(Entries with page source code)
────
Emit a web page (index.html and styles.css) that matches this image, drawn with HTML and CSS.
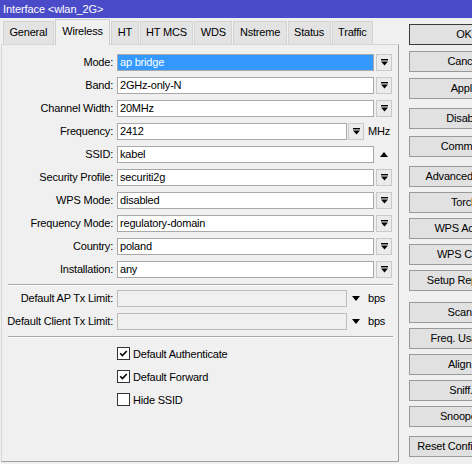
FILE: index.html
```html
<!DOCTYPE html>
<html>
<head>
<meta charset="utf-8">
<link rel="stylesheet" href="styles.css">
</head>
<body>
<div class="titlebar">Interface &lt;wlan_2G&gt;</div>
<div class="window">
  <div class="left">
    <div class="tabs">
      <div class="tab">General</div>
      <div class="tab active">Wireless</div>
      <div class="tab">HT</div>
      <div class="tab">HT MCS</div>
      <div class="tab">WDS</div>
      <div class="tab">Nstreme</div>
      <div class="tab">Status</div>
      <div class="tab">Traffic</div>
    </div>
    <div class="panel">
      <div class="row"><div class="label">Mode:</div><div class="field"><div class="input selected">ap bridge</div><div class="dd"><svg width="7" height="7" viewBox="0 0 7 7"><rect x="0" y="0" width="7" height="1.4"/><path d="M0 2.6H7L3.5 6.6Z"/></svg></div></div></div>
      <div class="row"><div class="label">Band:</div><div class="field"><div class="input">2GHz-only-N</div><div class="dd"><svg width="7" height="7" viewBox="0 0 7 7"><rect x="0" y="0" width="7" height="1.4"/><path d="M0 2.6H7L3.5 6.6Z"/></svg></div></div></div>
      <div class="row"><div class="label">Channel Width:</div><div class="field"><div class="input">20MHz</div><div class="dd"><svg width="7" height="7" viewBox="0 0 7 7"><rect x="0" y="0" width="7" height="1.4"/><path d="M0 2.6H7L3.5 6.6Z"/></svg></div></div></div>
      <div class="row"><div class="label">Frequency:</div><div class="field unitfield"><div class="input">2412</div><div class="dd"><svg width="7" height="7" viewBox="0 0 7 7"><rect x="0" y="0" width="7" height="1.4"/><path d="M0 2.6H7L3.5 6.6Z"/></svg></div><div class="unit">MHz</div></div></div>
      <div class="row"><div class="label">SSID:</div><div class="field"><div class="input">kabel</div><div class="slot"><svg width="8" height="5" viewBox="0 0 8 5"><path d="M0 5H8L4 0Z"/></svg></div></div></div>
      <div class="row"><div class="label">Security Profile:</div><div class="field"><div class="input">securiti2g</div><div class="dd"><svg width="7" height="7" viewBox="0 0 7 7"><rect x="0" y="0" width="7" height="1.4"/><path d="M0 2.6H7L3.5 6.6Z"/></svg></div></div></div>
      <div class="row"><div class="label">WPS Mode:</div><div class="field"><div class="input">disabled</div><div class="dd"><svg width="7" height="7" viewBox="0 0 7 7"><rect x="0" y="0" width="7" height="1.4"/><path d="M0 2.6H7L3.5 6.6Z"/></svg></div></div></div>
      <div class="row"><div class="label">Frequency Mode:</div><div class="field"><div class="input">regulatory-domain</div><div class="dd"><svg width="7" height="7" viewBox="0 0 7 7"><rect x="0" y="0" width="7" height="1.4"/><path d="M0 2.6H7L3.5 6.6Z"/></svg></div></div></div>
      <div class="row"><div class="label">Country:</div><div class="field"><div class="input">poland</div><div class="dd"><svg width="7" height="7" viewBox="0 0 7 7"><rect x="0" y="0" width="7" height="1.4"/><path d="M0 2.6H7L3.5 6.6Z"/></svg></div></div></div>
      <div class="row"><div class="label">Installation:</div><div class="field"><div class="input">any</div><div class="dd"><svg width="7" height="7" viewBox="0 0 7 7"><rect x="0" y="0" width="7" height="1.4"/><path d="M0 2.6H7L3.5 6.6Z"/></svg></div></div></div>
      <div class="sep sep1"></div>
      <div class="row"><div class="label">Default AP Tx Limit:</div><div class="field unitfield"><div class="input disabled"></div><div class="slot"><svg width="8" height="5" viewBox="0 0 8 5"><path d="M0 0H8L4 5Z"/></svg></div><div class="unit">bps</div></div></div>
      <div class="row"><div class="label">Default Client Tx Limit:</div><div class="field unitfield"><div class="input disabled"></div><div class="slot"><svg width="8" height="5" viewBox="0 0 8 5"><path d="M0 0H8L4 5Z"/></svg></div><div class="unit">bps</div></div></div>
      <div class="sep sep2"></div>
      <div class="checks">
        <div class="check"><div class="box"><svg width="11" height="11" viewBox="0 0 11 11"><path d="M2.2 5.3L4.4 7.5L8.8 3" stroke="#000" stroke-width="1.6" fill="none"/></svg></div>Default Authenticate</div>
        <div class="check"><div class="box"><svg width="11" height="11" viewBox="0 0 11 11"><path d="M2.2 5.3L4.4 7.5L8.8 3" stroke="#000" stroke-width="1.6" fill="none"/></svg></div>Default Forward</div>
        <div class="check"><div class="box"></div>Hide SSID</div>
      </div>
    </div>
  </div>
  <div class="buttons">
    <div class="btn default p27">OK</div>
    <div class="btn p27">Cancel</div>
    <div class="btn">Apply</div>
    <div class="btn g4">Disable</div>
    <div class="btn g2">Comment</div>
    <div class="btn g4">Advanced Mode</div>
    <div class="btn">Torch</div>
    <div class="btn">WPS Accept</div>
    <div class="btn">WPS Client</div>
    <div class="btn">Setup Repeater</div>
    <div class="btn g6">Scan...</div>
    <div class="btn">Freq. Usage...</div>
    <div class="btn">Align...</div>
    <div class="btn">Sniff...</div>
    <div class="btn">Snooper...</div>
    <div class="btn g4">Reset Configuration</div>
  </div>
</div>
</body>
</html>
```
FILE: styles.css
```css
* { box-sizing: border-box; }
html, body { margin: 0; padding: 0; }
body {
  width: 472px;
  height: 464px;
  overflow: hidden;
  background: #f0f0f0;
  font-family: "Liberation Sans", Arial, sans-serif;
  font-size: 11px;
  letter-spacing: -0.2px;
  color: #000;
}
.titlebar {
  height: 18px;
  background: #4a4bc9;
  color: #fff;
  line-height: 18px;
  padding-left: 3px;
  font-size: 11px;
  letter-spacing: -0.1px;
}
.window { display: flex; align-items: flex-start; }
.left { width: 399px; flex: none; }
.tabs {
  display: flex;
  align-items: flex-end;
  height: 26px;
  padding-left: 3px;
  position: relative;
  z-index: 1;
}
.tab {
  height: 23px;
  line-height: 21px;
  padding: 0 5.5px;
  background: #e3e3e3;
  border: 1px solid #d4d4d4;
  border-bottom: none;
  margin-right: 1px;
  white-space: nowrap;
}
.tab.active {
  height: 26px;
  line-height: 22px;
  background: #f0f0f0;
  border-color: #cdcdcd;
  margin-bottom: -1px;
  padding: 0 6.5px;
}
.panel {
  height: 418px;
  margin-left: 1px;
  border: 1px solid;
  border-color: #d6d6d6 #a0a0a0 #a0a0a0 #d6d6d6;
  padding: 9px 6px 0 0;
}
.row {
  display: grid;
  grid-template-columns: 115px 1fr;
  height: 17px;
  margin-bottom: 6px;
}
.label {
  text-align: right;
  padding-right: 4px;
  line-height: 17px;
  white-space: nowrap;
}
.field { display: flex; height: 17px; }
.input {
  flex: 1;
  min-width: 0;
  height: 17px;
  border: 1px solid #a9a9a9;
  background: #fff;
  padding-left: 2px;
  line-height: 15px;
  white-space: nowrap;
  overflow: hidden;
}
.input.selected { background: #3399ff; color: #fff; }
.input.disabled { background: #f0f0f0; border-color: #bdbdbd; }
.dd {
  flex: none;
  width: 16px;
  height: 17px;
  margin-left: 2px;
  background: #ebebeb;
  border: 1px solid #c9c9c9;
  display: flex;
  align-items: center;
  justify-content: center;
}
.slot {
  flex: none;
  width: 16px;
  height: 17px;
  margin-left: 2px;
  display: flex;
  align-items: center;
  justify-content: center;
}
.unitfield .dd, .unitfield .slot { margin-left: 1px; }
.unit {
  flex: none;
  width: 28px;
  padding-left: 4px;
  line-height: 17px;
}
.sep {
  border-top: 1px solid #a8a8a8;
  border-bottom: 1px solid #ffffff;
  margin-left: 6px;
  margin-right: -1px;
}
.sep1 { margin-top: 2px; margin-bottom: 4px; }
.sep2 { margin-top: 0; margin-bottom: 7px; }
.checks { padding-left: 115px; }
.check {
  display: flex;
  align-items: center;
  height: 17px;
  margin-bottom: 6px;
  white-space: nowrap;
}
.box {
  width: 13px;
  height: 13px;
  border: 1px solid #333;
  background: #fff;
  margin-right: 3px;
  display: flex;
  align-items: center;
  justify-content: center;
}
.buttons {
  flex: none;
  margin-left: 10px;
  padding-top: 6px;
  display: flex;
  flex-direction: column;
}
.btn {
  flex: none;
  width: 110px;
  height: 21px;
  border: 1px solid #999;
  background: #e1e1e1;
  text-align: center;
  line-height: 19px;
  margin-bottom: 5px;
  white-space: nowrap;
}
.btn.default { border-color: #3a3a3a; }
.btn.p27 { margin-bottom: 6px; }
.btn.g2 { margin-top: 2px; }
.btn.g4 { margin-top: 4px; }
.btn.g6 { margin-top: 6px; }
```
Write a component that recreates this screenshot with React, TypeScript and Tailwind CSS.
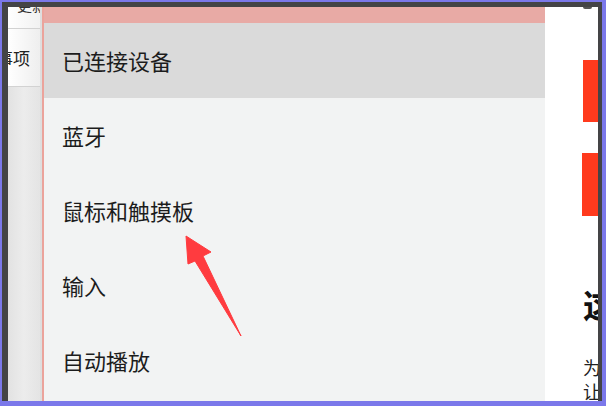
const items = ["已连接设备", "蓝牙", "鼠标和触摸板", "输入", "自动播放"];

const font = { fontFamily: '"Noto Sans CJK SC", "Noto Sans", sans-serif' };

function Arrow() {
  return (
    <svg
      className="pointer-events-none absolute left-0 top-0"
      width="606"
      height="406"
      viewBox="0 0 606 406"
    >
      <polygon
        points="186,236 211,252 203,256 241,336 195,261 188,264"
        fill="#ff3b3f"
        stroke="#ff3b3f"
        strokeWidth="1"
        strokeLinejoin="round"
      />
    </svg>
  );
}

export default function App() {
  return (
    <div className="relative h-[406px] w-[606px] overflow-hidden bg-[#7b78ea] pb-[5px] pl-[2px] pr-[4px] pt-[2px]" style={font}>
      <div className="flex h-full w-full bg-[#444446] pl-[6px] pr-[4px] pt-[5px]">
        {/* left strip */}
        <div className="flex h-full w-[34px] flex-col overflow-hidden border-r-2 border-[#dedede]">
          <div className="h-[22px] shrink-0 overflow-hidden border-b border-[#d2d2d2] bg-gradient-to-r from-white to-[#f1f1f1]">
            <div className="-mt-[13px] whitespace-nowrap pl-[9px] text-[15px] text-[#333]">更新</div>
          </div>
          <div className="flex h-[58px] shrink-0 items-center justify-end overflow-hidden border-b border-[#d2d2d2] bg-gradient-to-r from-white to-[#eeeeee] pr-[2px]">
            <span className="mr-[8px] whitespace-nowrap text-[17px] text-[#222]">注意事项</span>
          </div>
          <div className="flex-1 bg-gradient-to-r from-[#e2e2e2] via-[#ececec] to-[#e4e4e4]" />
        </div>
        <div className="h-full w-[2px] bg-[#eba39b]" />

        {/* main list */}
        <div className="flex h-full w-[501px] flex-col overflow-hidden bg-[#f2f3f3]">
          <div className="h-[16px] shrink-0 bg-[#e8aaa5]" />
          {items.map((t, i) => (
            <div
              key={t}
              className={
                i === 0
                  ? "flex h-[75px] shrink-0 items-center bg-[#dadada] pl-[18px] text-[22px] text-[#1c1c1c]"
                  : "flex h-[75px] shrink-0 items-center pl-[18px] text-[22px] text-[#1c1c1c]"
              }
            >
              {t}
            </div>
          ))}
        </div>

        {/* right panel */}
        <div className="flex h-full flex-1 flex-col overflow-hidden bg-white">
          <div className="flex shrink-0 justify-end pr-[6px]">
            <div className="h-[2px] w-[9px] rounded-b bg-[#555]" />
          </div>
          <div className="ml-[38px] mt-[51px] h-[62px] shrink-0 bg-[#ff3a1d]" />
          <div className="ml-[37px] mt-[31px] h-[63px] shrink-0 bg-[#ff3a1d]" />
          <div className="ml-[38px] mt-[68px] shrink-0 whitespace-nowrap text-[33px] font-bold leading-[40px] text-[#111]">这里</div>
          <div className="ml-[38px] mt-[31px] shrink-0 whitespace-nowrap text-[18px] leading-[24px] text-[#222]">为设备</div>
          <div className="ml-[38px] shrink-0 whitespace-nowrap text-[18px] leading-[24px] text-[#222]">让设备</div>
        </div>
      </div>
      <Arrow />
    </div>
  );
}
────
- Objective
Using the records given above, list every line that includes the word "styles".

- The reply
Emit a web page (index.html and styles.css) that matches this image, drawn with HTML and CSS.
<link rel="stylesheet" href="styles.css">
FILE: styles.css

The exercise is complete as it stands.